Yesterday was the official public release of the app @cocoawithlove & I have been developing for around 8 months.
It is a “banking” app which serves the customers of a specific financial institution here in Australia: itunes.apple.com/au/app/apple-s…
The vast majority of the code is purely functional and reactive. It is a pleasure to read as well as to write.
From Value Types to CaseIterable, passing by Decodable, Generics, Auto-Synthesised E&H conformances, Keypaths and the power of its Enums, Swift has become an essential pillar of the code we write.
I love Objective-C, but I would never want to go back.

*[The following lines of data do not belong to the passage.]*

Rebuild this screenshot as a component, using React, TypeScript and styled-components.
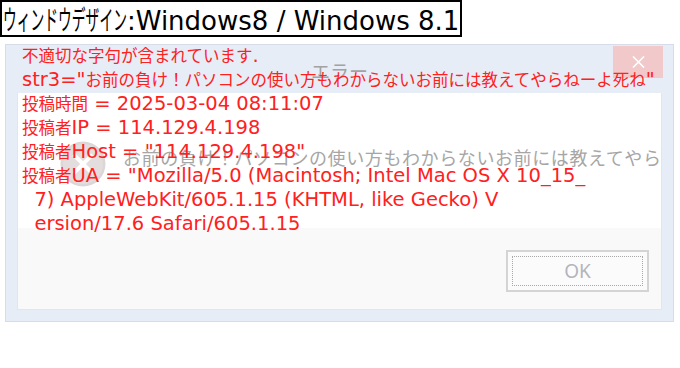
import styled, { createGlobalStyle } from "styled-components";

const GlobalStyle = createGlobalStyle`
    body {
        margin: 0;
        background: #ffffff;
    }
`;

const Page = styled.div`
    position: relative;
    width: 680px;
    height: 368px;
    overflow: hidden;
    font-family: "Noto Sans CJK JP", sans-serif;
`;

const Caption = styled.div`
    width: fit-content;
    border: 2px solid #000;
    padding: 0 1px;
    height: 33px;
    line-height: 33px;
    white-space: nowrap;
    color: #000;
`;

const CaptionKana = styled.span`
    display: inline-block;
    font-size: 27px;
    transform: scaleX(0.51);
    transform-origin: 0 50%;
    margin-right: -119px;
`;

const CaptionLatin = styled.span`
    font-family: "DejaVu Sans", sans-serif;
    font-size: 26px;
`;

const Dialog = styled.div`
    box-sizing: border-box;
    margin: 7px 0 0 5px;
    width: 669px;
    height: 278px;
    border: 1px solid #d6dde8;
    background: #e6edf7;
    display: flex;
    flex-direction: column;
`;

const TitleBar = styled.div`
    height: 48px;
    display: grid;
    grid-template-columns: 1fr auto 1fr;
    align-items: center;
`;

const Title = styled.div`
    grid-column: 2;
    margin-top: 3px;
    font-size: 19px;
    color: #a2a2a2;
`;

const CloseButton = styled.div`
    grid-column: 3;
    justify-self: end;
    align-self: start;
    margin: 1px 10px 0 0;
    width: 50px;
    height: 32px;
    background: #f1c9ca;
    display: flex;
    align-items: center;
    justify-content: center;
`;

const Body = styled.div`
    flex: 1;
    margin: 0 11px 11px;
    display: flex;
    flex-direction: column;
    border: 1px solid #e0e6ef;
    border-top: none;
`;

const MessageArea = styled.div`
    height: 135px;
    background: #ffffff;
    display: flex;
    align-items: flex-start;
    gap: 17px;
    padding: 48px 0 0 42px;
    box-sizing: border-box;
    overflow: hidden;
    white-space: nowrap;
`;

const IconBox = styled.div`
    flex: none;
    width: 46px;
    height: 46px;
`;

const Message = styled.div`
    margin-top: 4px;
    font-size: 18px;
    letter-spacing: 0.6px;
    line-height: 24px;
    color: #a6a6a6;
`;

const ButtonBar = styled.div`
    flex: 1;
    background: #f9f9f9;
    display: flex;
    justify-content: flex-end;
    align-items: flex-start;
    padding: 22px 12px 0 0;
`;

const OkButton = styled.div`
    box-sizing: border-box;
    width: 143px;
    height: 42px;
    border: 2px solid #d4d4d4;
    background: #fbfbfb;
    padding: 4px;
`;

const FocusRing = styled.div`
    height: 100%;
    box-sizing: border-box;
    border: 1px dotted #a8a8a8;
    display: flex;
    align-items: center;
    justify-content: center;
    font-family: "Noto Sans", sans-serif;
    font-size: 19px;
    color: #b3b4be;
`;

const Overlay = styled.div`
    position: absolute;
    left: 22px;
    top: 42.5px;
    color: #ff2020;
    pointer-events: none;
`;

const Line = styled.div`
    height: 24.1px;
    line-height: 24.1px;
    font-size: 16.5px;
    white-space: pre;
`;

const Latin = styled.span`
    font-family: "DejaVu Sans", sans-serif;
    font-size: 19.5px;
    line-height: 24.1px;
`;

// split a line into ascii runs (meiryo-like wide latin) and japanese runs
const mixed = (text: string) =>
    text.split(/([\x20-\x7e]+)/).map((part, i) =>
        i % 2 === 1 ? <Latin key={i}>{part}</Latin> : part
    );

const report = [
    "不適切な字句が含まれています.",
    "str3=\"お前の負け！パソコンの使い方もわからないお前には教えてやらねーよ死ね\"",
    "投稿時間 = 2025-03-04 08:11:07",
    "投稿者IP = 114.129.4.198",
    "投稿者Host = \"114.129.4.198\"",
    "投稿者UA = \"Mozilla/5.0 (Macintosh; Intel Mac OS X 10_15_",
    "  7) AppleWebKit/605.1.15 (KHTML, like Gecko) V",
    "  ersion/17.6 Safari/605.1.15",
];

const ErrorIcon = () => (
    <IconBox>
        <svg width="46" height="46" viewBox="0 0 46 46">
            <circle cx="23" cy="23" r="22.5" fill="#dcd6d6" />
            <circle cx="23" cy="23" r="20" fill="#e3dddd" />
            <path d="M15 15 L31 31 M31 15 L15 31" stroke="#ffffff" strokeWidth="4" strokeLinecap="square" />
        </svg>
    </IconBox>
);

const App = () => {
    return (
        <Page>
            <GlobalStyle />
            <Caption>
                <CaptionKana>ウィンドウデザイン</CaptionKana>
                <CaptionLatin>:Windows8 / Windows 8.1</CaptionLatin>
            </Caption>
            <Dialog>
                <TitleBar>
                    <Title>エラー</Title>
                    <CloseButton>
                        <svg width="13" height="12" viewBox="0 0 13 12">
                            <path d="M1 0.5 L12 11.5 M12 0.5 L1 11.5" stroke="#ffffff" strokeWidth="1.6" />
                        </svg>
                    </CloseButton>
                </TitleBar>
                <Body>
                    <MessageArea>
                        <ErrorIcon />
                        <Message>お前の負け！パソコンの使い方もわからないお前には教えてやらねーよ死ね</Message>
                    </MessageArea>
                    <ButtonBar>
                        <OkButton>
                            <FocusRing>OK</FocusRing>
                        </OkButton>
                    </ButtonBar>
                </Body>
            </Dialog>
            <Overlay>
                {report.map((text, i) => (
                    <Line key={i}>{mixed(text)}</Line>
                ))}
            </Overlay>
        </Page>
    );
};

export default App;
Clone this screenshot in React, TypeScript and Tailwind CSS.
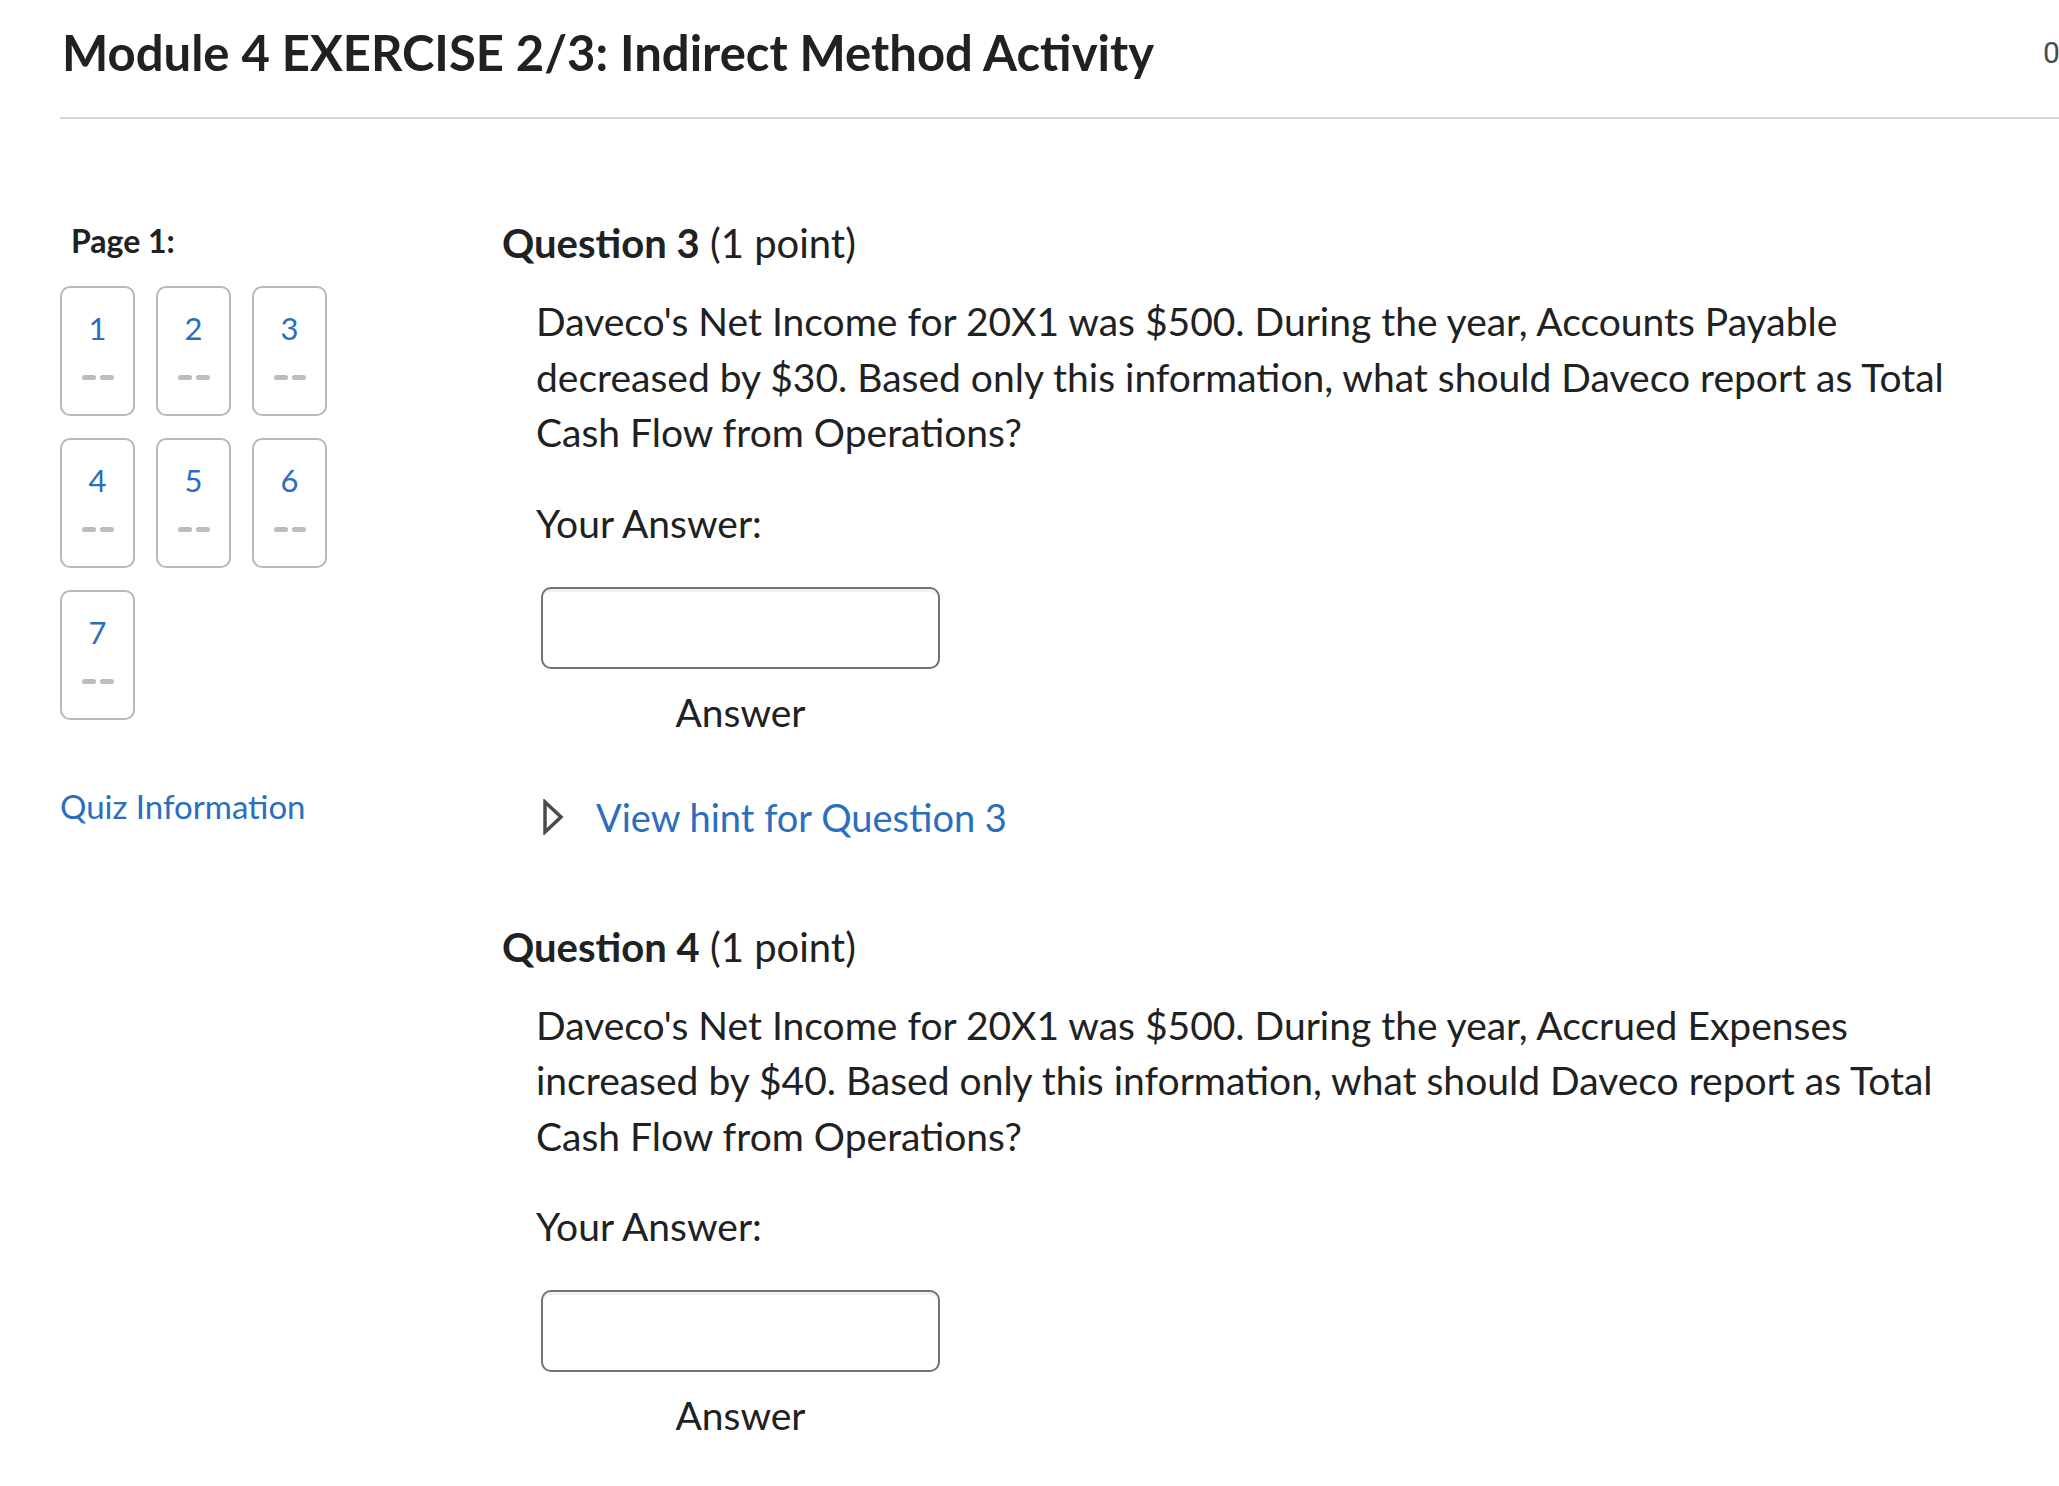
import React from 'react';

const questions = [
    {
        num: 3,
        text: "Daveco's Net Income for 20X1 was $500. During the year, Accounts Payable decreased by $30. Based only this information, what should Daveco report as Total Cash Flow from Operations?",
        hint: true,
    },
    {
        num: 4,
        text: "Daveco's Net Income for 20X1 was $500. During the year, Accrued Expenses increased by $40. Based only this information, what should Daveco report as Total Cash Flow from Operations?",
        hint: false,
    },
];

function QuestionTile({ n }: { n: number }) {
    return (
        <div className="w-[75px] h-[130px] rounded-[10px] border-2 border-[#b4b9bf] flex flex-col items-center">
            <span className="mt-[20px] text-[31px] leading-[40px] text-[#2a6ebd]">{n}</span>
            <div className="mt-[27px] flex gap-[4px]">
                <span className="w-[14px] h-[5px] rounded-full bg-[#b9bec3]" />
                <span className="w-[14px] h-[5px] rounded-full bg-[#b9bec3]" />
            </div>
        </div>
    );
}

function HintArrow() {
    return (
        <svg width="22" height="36" viewBox="0 0 22 36" className="shrink-0">
            <path d="M3 3 L19 18 L3 33 Z" fill="none" stroke="#494c4e" strokeWidth="3.5" strokeLinejoin="miter" />
        </svg>
    );
}

function Question({ num, text, hint }: { num: number; text: string; hint: boolean }) {
    return (
        <section>
            <h2 className="text-[40px] leading-[52px] text-[#202122]">
                <span className="font-bold">Question {num}</span> (1 point)
            </h2>
            <div className="pl-[34px] pr-[40px]">
                <p className="mt-[25px] text-[39px] leading-[55.5px] max-w-[1450px]">{text}</p>
                <p className="mt-[34px] text-[39px] leading-[56px]">Your Answer:</p>
                <div className="mt-[36px] ml-[5px] w-[399px] flex flex-col items-center">
                    <input
                        type="text"
                        aria-label="Answer"
                        className="w-[399px] h-[82px] rounded-[10px] border-2 border-[#6e7377] bg-white shadow-[inset_0_3px_0_#f1f1f1] outline-none"
                    />
                    <span className="mt-[15px] text-[39px] leading-[56px]">Answer</span>
                </div>
                {hint && (
                    <div className="mt-[49px] ml-[6px] flex items-center gap-[32px]">
                        <HintArrow />
                        <a href="#" className="text-[38px] leading-[56px] text-[#2a6ebd]">View hint for Question {num}</a>
                    </div>
                )}
            </div>
        </section>
    );
}

export default function App() {
    return (
        <div className="min-h-screen bg-white text-[#202122] overflow-hidden" style={{ fontFamily: 'Lato, "Open Sans", sans-serif' }}>
            <header className="pl-[60px] pt-[22px]">
                <div className="flex items-center justify-between">
                    <h1 className="pl-[2px] text-[49px] leading-[60px] font-bold text-[#202122] whitespace-nowrap">
                        Module 4 EXERCISE 2/3: Indirect Method Activity
                    </h1>
                    <span className="w-[16px] overflow-hidden whitespace-nowrap text-[30px] text-[#494c4e]" style={{ fontFamily: 'Roboto, sans-serif' }}>0 of 7</span>
                </div>
                <hr className="mt-[35px] border-0 h-[2px] bg-[#d3d9e3]" />
            </header>

            <div className="flex pl-[60px]">
                <aside className="w-[442px] shrink-0 pt-[102px]">
                    <h3 className="pl-[11px] text-[32px] leading-[40px] font-bold">Page 1:</h3>
                    <div className="mt-[25px] grid grid-cols-[repeat(3,75px)] gap-x-[21px] gap-y-[22px]">
                        {[1, 2, 3, 4, 5, 6, 7].map(n => (
                            <QuestionTile key={n} n={n} />
                        ))}
                    </div>
                    <a href="#" className="block mt-[64px] text-[33px] leading-[44px] text-[#2a6ebd]">Quiz Information</a>
                </aside>

                <main className="flex-1 pt-[98px] flex flex-col gap-[76px]">
                    {questions.map(q => (
                        <Question key={q.num} {...q} />
                    ))}
                </main>
            </div>
        </div>
    );
}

I just wish its documentation was better, e.g. clearly enunciating the constraints on a Generic Type for a method to become available.
Swiftc’s error messages are still very poor and require a lot of implicit knowledge of the language in order to decipher what the compiler is actually complaining about.
The new build system is amazing.
It is _shocking_ how bad & buggy iOS <11 was. Since then however, the fundamentals got robust and behave exactly as expected.
You can (mostly) trust UIKit now, and be confident that any bug is in your code rather than Apple’s.
I am very excited by what may be unveiled in 2019.
iOS development, thanks to technologies such as Swift and FRP, has come a long way from what it was just a few years ago.
All you need is a fresh, modern, trustworthy approach to writing apps. And 2018’s iOS provides that.